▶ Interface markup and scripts
************

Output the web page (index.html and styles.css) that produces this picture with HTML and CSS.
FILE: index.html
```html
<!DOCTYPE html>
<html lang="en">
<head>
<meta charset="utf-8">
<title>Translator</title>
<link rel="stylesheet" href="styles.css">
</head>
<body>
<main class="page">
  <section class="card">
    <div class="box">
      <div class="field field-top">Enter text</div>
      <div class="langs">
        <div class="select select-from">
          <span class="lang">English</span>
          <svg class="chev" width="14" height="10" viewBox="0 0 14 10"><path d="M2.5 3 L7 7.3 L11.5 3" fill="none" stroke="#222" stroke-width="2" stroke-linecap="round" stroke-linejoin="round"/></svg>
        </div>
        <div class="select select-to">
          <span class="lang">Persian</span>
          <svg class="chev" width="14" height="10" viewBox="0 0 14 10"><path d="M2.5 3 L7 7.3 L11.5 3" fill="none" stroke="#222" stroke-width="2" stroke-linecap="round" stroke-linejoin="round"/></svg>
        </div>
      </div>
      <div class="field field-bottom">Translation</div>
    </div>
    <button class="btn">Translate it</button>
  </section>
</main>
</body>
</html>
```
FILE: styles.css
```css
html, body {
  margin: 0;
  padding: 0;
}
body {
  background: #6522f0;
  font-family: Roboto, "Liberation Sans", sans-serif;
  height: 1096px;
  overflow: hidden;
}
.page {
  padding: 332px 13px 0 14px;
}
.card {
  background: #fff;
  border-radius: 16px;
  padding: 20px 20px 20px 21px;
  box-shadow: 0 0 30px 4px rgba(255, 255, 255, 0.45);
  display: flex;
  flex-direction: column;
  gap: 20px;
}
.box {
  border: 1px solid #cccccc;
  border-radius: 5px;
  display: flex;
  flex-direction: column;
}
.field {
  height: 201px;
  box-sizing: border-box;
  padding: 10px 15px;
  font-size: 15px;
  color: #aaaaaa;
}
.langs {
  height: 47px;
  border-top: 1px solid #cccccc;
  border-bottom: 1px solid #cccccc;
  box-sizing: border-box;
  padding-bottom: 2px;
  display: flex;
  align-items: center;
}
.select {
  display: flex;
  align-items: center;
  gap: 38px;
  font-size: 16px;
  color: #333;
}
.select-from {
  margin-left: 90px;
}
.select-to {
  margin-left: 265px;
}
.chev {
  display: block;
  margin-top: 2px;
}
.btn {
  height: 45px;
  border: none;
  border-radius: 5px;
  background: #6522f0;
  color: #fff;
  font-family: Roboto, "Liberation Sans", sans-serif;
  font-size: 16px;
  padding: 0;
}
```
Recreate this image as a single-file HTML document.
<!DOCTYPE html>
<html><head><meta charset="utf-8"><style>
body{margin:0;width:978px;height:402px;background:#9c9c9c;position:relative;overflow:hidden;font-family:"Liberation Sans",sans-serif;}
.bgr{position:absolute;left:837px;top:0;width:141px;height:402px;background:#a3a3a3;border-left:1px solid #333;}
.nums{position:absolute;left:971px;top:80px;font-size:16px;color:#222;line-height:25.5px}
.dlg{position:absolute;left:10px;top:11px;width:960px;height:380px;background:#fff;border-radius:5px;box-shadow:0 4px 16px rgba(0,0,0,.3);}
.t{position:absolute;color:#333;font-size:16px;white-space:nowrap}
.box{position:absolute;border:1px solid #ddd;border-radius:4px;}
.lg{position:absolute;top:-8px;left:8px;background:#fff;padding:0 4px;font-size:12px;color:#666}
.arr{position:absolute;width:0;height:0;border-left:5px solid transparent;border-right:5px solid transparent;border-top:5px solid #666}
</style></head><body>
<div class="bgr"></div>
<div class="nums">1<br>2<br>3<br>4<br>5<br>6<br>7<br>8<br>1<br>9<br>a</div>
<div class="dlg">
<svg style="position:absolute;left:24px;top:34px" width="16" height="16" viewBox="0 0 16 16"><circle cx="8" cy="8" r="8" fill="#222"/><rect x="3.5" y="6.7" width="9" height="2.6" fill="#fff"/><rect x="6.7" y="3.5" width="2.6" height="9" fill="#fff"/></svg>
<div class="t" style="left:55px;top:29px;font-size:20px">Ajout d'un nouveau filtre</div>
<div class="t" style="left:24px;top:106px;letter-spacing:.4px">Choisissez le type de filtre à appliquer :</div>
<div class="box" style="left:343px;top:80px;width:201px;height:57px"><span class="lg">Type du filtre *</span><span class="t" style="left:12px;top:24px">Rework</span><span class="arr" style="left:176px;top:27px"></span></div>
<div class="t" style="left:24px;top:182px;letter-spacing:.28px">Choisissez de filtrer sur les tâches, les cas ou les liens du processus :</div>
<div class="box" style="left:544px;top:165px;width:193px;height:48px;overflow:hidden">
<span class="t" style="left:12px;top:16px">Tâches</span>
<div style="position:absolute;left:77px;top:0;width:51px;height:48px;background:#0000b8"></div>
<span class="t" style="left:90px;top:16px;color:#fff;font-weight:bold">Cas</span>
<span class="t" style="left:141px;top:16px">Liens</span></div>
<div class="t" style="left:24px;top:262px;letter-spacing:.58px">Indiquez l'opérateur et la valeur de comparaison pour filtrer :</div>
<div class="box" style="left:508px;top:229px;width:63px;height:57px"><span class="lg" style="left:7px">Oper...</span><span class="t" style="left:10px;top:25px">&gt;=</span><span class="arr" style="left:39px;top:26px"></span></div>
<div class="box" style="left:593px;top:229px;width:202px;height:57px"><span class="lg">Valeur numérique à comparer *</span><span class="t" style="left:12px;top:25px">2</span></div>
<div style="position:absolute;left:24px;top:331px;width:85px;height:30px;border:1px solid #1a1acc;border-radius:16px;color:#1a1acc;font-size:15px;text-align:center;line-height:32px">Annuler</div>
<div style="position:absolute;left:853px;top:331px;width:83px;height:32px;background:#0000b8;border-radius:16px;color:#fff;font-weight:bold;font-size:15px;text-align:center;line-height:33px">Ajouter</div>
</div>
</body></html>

************

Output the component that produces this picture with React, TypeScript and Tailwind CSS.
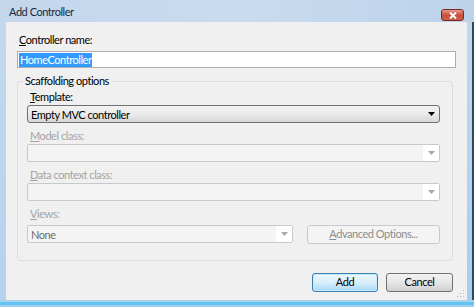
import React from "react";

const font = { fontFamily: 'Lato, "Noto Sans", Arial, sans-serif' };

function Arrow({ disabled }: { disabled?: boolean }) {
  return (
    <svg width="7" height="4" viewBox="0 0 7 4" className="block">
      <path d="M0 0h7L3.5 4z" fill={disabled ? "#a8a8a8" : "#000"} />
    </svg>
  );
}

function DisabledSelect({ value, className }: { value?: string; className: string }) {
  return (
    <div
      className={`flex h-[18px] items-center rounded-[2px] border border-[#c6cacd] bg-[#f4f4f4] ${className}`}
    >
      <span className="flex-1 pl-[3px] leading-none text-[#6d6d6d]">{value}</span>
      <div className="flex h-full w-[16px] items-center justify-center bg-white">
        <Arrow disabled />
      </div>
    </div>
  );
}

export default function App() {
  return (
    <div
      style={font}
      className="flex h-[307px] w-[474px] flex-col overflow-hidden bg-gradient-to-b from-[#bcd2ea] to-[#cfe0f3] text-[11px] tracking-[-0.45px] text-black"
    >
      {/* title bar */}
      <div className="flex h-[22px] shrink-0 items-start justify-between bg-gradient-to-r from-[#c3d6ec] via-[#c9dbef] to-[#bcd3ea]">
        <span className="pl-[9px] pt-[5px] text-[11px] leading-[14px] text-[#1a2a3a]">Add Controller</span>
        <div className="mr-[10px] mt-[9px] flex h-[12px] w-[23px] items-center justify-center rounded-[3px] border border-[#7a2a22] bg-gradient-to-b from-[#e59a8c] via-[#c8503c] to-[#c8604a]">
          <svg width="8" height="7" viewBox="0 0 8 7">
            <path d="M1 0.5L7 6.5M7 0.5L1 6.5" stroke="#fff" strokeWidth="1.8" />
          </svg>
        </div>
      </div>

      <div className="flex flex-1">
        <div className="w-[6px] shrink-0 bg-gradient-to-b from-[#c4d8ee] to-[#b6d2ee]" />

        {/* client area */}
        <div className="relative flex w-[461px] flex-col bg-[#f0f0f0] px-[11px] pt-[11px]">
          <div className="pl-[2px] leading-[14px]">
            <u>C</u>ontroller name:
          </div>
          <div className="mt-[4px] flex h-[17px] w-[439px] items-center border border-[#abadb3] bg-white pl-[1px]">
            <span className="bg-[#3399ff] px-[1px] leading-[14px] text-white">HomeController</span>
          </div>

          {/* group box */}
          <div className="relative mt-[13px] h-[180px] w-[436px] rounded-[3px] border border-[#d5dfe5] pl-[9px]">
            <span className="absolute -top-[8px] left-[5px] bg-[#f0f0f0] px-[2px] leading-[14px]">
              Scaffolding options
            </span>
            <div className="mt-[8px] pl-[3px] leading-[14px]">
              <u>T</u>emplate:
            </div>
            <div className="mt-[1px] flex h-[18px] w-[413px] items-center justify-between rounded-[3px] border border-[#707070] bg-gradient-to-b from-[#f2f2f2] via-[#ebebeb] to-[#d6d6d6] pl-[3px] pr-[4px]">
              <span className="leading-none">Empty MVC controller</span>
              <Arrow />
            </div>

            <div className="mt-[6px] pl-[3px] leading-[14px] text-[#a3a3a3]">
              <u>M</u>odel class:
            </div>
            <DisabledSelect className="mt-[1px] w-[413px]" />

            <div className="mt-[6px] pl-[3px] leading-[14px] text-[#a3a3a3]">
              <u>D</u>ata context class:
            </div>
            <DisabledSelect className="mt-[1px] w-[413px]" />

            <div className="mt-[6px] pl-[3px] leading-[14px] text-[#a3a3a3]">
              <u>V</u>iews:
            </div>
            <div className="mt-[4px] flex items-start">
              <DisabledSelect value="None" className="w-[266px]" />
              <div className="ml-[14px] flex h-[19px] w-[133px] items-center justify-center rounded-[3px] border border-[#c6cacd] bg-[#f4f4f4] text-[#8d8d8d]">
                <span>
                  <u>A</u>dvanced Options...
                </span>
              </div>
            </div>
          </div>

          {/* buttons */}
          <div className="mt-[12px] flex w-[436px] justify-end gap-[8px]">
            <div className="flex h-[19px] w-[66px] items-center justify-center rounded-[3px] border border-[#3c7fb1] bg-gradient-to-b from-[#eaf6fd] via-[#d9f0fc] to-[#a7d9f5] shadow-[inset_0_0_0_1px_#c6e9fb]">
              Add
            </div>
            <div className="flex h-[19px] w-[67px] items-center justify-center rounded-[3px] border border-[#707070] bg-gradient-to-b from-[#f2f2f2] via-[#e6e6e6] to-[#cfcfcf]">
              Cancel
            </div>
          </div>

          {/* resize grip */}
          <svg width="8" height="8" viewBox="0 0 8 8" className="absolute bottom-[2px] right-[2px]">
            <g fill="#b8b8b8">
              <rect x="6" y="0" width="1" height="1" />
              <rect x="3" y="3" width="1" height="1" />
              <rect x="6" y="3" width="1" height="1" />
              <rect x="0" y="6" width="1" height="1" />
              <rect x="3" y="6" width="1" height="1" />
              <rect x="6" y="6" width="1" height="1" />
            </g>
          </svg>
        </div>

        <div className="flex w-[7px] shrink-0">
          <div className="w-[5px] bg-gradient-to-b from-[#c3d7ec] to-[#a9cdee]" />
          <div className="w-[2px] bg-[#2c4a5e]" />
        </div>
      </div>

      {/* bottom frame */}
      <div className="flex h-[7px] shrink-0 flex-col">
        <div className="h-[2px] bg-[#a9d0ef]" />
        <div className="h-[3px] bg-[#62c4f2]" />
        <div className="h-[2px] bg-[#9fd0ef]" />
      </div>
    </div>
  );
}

************

▶ EXERCISE
Your task is to gather every line with the word "Output" and copy it.

▶ EXERCISE RESULT
Output the web page (index.html and styles.css) that produces this picture with HTML and CSS.
Output the component that produces this picture with React, TypeScript and Tailwind CSS.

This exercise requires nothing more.